MATERIAL FOR THE TASK -
▼

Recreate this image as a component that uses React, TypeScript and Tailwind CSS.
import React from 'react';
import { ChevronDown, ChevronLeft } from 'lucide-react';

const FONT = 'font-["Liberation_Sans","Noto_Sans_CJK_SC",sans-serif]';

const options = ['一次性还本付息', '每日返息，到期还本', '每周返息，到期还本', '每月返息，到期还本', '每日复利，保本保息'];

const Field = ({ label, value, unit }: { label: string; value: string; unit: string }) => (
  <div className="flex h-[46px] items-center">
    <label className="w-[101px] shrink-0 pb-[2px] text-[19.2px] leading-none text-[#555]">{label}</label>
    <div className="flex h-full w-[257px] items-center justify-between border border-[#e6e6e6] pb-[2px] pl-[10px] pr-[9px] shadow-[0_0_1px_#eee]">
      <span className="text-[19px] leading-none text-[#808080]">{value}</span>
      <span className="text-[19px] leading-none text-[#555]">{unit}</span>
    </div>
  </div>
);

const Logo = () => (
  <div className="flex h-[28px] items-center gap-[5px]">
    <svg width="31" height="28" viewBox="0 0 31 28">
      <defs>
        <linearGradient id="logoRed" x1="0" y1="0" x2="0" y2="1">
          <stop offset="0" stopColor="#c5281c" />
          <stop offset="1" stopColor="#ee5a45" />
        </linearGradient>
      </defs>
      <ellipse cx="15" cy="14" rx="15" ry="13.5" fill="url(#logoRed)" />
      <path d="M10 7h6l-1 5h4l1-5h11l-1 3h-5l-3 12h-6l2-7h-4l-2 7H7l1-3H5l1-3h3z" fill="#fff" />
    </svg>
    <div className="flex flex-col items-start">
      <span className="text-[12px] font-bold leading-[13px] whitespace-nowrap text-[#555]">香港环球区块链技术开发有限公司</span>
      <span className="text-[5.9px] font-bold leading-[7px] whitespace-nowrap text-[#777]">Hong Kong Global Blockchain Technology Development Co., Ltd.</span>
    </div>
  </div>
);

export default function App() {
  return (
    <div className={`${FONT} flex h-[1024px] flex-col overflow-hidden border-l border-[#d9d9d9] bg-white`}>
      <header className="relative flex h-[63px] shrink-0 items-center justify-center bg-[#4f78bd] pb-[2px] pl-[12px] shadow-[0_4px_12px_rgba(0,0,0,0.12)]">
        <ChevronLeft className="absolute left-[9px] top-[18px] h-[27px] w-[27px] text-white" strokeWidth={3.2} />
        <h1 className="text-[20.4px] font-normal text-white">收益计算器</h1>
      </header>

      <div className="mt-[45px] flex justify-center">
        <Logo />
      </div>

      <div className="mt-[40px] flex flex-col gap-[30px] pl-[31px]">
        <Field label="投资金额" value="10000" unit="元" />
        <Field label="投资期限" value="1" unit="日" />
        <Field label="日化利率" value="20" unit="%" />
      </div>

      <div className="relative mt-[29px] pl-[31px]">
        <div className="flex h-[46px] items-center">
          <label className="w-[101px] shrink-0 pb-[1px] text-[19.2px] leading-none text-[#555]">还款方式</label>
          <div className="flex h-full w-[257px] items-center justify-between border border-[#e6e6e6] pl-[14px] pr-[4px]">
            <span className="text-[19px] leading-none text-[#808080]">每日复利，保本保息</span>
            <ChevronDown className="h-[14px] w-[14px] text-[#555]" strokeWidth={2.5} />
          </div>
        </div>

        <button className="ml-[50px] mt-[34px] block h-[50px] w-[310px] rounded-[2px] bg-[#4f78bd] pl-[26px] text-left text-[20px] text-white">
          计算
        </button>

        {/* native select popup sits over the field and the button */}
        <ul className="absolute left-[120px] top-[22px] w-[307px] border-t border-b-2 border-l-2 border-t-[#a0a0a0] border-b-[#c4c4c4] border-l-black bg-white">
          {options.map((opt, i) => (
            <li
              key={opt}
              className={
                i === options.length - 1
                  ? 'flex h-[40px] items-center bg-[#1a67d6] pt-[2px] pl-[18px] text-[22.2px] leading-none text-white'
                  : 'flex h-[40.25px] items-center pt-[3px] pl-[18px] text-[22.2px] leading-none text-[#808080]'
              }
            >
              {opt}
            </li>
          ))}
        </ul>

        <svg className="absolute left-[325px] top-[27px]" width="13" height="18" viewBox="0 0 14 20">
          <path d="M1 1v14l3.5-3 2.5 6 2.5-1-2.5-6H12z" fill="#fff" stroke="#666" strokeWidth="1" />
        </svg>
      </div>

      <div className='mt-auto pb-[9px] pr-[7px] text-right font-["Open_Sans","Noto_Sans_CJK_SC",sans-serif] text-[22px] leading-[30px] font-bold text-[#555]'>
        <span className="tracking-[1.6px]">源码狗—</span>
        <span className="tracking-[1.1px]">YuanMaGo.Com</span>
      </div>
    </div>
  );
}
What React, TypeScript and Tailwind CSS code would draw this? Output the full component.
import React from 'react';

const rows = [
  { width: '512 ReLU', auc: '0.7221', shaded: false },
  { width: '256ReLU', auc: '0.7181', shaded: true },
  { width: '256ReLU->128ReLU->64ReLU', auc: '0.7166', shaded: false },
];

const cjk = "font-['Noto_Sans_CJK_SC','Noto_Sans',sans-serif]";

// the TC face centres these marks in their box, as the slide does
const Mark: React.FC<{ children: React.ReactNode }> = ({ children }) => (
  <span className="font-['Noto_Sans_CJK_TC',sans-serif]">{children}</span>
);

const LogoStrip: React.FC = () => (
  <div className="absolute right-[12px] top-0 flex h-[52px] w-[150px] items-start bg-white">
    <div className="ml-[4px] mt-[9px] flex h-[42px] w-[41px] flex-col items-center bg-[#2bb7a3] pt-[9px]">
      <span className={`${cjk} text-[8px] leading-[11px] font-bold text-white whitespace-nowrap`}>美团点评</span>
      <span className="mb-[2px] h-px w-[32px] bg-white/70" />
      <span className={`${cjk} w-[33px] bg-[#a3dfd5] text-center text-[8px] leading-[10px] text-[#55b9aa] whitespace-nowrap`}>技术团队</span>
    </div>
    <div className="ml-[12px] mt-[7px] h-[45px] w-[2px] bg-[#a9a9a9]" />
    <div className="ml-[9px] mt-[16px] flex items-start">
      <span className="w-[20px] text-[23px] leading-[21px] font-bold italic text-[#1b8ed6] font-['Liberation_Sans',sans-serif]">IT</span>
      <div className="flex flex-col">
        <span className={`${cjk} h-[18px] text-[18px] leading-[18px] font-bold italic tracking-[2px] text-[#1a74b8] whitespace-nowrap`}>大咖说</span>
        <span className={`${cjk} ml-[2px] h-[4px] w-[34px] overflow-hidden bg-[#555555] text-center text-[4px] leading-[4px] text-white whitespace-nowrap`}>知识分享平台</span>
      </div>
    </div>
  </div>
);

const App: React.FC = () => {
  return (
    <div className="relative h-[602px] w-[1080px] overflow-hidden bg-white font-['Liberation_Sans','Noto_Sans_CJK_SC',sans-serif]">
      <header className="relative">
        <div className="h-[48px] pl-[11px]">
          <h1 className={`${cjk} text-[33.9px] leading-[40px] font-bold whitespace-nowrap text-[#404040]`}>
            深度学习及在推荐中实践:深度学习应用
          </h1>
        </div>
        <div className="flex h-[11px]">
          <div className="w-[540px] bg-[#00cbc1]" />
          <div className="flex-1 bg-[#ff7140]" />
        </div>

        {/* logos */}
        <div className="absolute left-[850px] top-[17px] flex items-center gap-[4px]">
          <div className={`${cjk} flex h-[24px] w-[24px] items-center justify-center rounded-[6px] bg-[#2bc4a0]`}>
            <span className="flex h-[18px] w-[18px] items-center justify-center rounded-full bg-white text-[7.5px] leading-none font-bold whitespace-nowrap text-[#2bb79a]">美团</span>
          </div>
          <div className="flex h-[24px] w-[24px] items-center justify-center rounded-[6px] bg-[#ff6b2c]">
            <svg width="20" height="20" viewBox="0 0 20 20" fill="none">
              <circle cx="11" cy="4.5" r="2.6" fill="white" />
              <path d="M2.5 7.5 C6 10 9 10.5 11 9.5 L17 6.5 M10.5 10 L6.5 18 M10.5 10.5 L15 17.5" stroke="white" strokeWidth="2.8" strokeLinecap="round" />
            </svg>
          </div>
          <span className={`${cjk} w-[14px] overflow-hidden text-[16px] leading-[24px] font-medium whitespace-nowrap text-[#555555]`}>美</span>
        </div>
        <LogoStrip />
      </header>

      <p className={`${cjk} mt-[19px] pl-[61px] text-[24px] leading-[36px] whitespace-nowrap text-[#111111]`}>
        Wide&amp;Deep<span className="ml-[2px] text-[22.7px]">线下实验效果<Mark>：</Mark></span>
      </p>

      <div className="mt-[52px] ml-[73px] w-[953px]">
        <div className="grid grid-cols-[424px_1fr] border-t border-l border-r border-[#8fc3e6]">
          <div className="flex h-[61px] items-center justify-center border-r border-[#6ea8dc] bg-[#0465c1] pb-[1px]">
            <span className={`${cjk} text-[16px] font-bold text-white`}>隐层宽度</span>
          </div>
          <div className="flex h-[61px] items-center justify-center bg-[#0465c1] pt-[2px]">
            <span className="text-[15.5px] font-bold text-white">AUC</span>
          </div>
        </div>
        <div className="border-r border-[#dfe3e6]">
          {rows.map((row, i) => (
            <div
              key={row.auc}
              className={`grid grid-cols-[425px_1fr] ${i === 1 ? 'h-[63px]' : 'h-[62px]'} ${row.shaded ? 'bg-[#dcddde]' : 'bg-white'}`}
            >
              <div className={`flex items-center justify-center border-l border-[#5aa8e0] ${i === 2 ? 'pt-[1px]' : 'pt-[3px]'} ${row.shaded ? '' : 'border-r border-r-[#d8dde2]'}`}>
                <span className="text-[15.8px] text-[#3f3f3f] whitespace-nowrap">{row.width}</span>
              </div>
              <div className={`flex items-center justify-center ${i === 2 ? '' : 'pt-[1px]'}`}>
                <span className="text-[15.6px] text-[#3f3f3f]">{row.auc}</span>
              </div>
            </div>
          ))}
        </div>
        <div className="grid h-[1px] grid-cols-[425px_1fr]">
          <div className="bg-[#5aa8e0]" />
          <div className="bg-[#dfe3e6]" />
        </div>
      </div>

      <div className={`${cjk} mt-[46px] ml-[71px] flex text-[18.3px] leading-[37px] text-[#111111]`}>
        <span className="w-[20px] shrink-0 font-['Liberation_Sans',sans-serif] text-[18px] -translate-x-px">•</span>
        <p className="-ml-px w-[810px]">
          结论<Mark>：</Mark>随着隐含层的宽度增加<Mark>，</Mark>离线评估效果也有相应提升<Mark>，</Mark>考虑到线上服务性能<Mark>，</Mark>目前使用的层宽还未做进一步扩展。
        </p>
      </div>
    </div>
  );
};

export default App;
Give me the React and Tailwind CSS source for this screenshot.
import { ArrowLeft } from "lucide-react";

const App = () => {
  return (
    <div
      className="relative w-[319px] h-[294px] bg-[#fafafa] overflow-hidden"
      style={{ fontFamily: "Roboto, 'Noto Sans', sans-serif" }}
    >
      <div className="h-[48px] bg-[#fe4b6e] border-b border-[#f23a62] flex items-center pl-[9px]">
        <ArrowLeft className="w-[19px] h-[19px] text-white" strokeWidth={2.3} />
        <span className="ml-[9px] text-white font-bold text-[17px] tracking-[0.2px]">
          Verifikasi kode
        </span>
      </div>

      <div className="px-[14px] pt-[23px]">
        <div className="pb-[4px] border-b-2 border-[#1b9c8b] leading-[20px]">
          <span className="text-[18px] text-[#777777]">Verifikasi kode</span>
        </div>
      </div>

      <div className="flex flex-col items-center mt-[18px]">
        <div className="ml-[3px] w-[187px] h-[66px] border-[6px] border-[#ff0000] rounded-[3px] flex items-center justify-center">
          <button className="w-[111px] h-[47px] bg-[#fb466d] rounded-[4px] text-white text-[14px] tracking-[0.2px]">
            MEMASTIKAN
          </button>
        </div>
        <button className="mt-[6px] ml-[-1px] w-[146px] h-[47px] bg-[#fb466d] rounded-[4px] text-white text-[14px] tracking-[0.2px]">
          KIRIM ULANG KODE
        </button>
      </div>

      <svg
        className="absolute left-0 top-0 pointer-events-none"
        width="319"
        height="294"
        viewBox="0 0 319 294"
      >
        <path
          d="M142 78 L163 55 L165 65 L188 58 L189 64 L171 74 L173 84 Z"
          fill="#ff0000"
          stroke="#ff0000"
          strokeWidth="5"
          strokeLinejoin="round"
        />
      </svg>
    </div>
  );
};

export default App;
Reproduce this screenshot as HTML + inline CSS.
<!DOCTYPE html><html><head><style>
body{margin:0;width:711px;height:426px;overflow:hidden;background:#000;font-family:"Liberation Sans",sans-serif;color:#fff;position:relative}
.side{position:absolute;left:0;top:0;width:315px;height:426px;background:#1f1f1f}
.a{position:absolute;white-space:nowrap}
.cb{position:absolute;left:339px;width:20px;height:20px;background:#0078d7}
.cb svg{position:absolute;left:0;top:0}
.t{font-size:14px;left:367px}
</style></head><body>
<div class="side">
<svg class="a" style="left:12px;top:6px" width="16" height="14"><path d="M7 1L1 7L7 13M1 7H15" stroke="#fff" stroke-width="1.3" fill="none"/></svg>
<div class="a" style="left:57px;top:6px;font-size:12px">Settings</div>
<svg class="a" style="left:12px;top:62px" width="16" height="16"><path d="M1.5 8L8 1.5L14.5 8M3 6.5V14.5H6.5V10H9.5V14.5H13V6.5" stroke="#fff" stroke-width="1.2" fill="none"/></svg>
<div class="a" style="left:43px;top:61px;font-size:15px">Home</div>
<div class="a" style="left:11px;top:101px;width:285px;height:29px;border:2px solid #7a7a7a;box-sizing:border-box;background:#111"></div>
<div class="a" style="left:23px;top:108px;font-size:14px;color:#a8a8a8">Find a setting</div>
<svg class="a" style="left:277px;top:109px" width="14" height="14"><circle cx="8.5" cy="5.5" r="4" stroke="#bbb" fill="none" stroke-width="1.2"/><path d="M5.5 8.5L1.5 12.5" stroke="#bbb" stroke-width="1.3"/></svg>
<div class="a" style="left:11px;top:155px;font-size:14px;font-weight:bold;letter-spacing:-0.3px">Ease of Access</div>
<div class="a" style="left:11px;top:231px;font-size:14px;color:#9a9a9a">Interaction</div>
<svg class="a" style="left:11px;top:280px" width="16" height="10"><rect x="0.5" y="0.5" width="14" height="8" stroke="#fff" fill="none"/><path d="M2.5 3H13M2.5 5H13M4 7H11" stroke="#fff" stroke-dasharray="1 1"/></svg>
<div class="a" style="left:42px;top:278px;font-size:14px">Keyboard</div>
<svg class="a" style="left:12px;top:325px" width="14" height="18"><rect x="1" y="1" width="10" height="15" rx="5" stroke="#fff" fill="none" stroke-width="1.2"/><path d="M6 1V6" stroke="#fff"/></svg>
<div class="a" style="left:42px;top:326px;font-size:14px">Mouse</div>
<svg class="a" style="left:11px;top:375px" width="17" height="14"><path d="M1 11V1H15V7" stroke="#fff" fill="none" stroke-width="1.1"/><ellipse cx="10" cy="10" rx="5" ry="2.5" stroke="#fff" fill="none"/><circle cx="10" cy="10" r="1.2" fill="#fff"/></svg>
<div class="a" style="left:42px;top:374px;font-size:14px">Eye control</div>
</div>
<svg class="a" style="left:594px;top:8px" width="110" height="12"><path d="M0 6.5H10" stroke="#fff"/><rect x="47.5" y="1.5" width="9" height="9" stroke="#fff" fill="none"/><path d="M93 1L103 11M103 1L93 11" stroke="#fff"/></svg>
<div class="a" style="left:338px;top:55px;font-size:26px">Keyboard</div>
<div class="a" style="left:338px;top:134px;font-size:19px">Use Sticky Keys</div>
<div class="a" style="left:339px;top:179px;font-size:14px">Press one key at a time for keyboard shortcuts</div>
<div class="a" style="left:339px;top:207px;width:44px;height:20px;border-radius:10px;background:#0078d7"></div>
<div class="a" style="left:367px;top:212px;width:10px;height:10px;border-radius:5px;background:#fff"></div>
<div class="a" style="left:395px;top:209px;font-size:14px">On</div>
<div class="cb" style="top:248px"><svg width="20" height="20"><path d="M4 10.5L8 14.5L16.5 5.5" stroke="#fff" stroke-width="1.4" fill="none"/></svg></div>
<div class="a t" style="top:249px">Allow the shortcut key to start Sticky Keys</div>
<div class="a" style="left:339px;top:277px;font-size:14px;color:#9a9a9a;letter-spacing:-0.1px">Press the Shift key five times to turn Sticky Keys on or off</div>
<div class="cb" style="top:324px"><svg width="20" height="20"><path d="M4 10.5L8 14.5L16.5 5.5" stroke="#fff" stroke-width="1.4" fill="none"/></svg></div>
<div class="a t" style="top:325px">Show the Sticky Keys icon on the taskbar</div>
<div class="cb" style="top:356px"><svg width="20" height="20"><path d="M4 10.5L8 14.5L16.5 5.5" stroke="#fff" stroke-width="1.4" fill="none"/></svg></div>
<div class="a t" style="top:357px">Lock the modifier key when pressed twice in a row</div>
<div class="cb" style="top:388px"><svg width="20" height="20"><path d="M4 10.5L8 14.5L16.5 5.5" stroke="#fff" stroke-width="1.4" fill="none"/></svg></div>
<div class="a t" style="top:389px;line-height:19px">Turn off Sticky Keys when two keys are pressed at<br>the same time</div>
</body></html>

▲

WRITTEN PROBLEM - Gather each line of the listing containing the word "TypeScript" and show it.

FINISHED TASK -
Recreate this image as a component that uses React, TypeScript and Tailwind CSS.
What React, TypeScript and Tailwind CSS code would draw this? Output the full component.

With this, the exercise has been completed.